--- CHALLENGE ---
Transcribe the listing exactly, leaving out every picture.

Begin RECORDED INFORMATION

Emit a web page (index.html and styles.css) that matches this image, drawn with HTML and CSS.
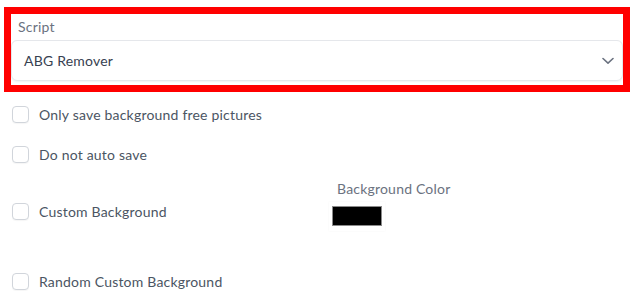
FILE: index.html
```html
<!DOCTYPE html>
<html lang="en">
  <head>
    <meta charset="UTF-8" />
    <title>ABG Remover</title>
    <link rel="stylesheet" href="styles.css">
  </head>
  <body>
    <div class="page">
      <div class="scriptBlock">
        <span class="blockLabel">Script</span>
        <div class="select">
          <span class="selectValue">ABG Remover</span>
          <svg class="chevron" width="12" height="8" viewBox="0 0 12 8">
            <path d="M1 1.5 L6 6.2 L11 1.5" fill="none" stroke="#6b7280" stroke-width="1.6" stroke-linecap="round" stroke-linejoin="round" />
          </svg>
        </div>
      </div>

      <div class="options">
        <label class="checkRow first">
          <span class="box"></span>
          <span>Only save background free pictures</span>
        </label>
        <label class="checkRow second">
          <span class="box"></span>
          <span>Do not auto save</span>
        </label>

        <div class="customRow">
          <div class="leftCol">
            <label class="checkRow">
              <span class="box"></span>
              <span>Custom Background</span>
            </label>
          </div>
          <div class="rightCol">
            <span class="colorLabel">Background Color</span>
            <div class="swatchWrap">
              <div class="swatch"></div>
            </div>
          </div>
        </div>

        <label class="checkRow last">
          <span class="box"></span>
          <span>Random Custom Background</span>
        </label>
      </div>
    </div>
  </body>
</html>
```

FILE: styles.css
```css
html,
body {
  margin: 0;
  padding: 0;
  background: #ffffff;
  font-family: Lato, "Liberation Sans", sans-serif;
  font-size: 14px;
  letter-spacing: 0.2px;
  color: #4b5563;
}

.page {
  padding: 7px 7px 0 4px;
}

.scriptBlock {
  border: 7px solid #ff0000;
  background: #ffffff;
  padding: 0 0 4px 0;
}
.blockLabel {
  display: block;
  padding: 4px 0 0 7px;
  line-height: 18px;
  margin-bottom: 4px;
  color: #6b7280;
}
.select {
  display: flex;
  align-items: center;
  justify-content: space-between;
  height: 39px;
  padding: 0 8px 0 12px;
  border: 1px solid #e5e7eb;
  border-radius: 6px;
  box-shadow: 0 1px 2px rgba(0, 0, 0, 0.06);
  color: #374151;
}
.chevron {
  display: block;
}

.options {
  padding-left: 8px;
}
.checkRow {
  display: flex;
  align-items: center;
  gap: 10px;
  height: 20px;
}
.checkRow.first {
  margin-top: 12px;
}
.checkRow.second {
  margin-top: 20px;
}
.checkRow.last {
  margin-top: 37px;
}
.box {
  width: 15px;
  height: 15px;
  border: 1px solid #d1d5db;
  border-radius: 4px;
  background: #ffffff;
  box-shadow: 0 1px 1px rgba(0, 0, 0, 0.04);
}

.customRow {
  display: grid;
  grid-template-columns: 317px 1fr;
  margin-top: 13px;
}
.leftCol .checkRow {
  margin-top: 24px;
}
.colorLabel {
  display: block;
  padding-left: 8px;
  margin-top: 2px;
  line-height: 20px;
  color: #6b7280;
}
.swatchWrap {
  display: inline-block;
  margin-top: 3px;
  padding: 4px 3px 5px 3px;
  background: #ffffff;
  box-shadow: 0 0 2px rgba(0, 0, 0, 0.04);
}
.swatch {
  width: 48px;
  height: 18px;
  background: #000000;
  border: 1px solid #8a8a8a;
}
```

End RECORDED INFORMATION

--- REPLY ---
Emit a web page (index.html and styles.css) that matches this image, drawn with HTML and CSS.
FILE: index.html
```html
<!DOCTYPE html>
<html lang="en">
  <head>
    <meta charset="UTF-8" />
    <title>ABG Remover</title>
    <link rel="stylesheet" href="styles.css">
  </head>
  <body>
    <div class="page">
      <div class="scriptBlock">
        <span class="blockLabel">Script</span>
        <div class="select">
          <span class="selectValue">ABG Remover</span>
          <svg class="chevron" width="12" height="8" viewBox="0 0 12 8">
            <path d="M1 1.5 L6 6.2 L11 1.5" fill="none" stroke="#6b7280" stroke-width="1.6" stroke-linecap="round" stroke-linejoin="round" />
          </svg>
        </div>
      </div>

      <div class="options">
        <label class="checkRow first">
          <span class="box"></span>
          <span>Only save background free pictures</span>
        </label>
        <label class="checkRow second">
          <span class="box"></span>
          <span>Do not auto save</span>
        </label>

        <div class="customRow">
          <div class="leftCol">
            <label class="checkRow">
              <span class="box"></span>
              <span>Custom Background</span>
            </label>
          </div>
          <div class="rightCol">
            <span class="colorLabel">Background Color</span>
            <div class="swatchWrap">
              <div class="swatch"></div>
            </div>
          </div>
        </div>

        <label class="checkRow last">
          <span class="box"></span>
          <span>Random Custom Background</span>
        </label>
      </div>
    </div>
  </body>
</html>
```

FILE: styles.css
```css
html,
body {
  margin: 0;
  padding: 0;
  background: #ffffff;
  font-family: Lato, "Liberation Sans", sans-serif;
  font-size: 14px;
  letter-spacing: 0.2px;
  color: #4b5563;
}

.page {
  padding: 7px 7px 0 4px;
}

.scriptBlock {
  border: 7px solid #ff0000;
  background: #ffffff;
  padding: 0 0 4px 0;
}
.blockLabel {
  display: block;
  padding: 4px 0 0 7px;
  line-height: 18px;
  margin-bottom: 4px;
  color: #6b7280;
}
.select {
  display: flex;
  align-items: center;
  justify-content: space-between;
  height: 39px;
  padding: 0 8px 0 12px;
  border: 1px solid #e5e7eb;
  border-radius: 6px;
  box-shadow: 0 1px 2px rgba(0, 0, 0, 0.06);
  color: #374151;
}
.chevron {
  display: block;
}

.options {
  padding-left: 8px;
}
.checkRow {
  display: flex;
  align-items: center;
  gap: 10px;
  height: 20px;
}
.checkRow.first {
  margin-top: 12px;
}
.checkRow.second {
  margin-top: 20px;
}
.checkRow.last {
  margin-top: 37px;
}
.box {
  width: 15px;
  height: 15px;
  border: 1px solid #d1d5db;
  border-radius: 4px;
  background: #ffffff;
  box-shadow: 0 1px 1px rgba(0, 0, 0, 0.04);
}

.customRow {
  display: grid;
  grid-template-columns: 317px 1fr;
  margin-top: 13px;
}
.leftCol .checkRow {
  margin-top: 24px;
}
.colorLabel {
  display: block;
  padding-left: 8px;
  margin-top: 2px;
  line-height: 20px;
  color: #6b7280;
}
.swatchWrap {
  display: inline-block;
  margin-top: 3px;
  padding: 4px 3px 5px 3px;
  background: #ffffff;
  box-shadow: 0 0 2px rgba(0, 0, 0, 0.04);
}
.swatch {
  width: 48px;
  height: 18px;
  background: #000000;
  border: 1px solid #8a8a8a;
}
```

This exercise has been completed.